Drilling services contractor Diamond Offshore Drilling, Inc. Thursday reported third-quarter earnings which decreased, as a $109 million impairment charge on retiring six rigs masked revenue growth.

The company announced in an earnings statement today that it will retire and scrap six of its mid-water semisubmersible rigs, which translates into a $0.84 per share after-tax charge that was included in the third-quarter results.

For the three months to September, net earnings were $52.64 million or $0.38 per share, down from $94.75 million or $0.68 per share a year earlier.

Analysts polled by Thomson-Reuters expected earnings of $0.79. Analysts' estimates typically exclude one-time items.
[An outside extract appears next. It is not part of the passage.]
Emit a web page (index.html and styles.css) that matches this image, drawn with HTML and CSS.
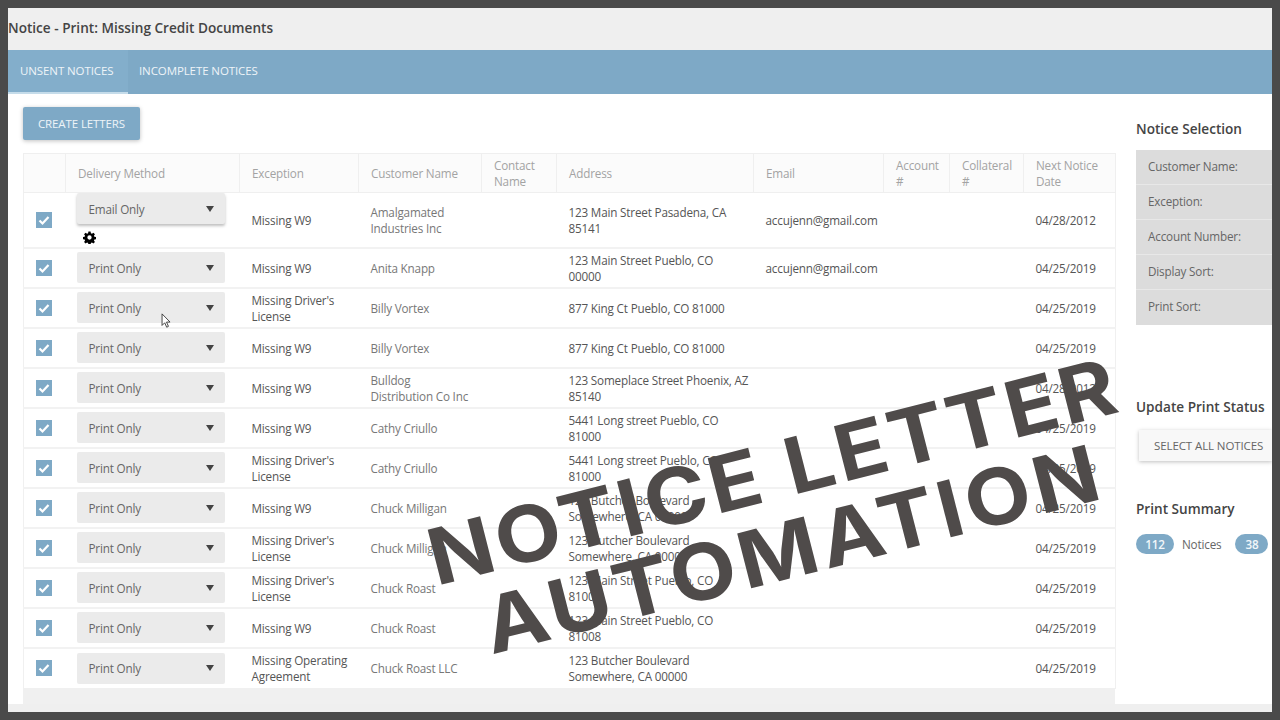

Revenues increased to $737.68 million, from $706.16 million last year, but were shy of the $740.5 million Wall Street expected.

The board recommended a $0.75 per share special quarterly cash dividend as well as a $0.125 per share regular quarterly dividend, payable on December 1 to shareholders of record on November 5.

The company announced that one of its units has entered into term drilling contracts with Hess Corp., which are subject to Hess obtaining full project sanction from partners. Diamond Offshore expects the contracts, which could represent seven years of backlog, to generate $1.02 billion of revenues.

Diamond Offshore has also bagged contract extensions from Petrobras on three ultra-deepwater semisubmersibles, which might generate $1.4 billion revenues and translate into nine years of backlog.

"Today we have announced term contracts and extensions that add more than $2.4 billion to our existing revenue backlog, bringing the total to $8.2 billion," CEO Marc Edwards said.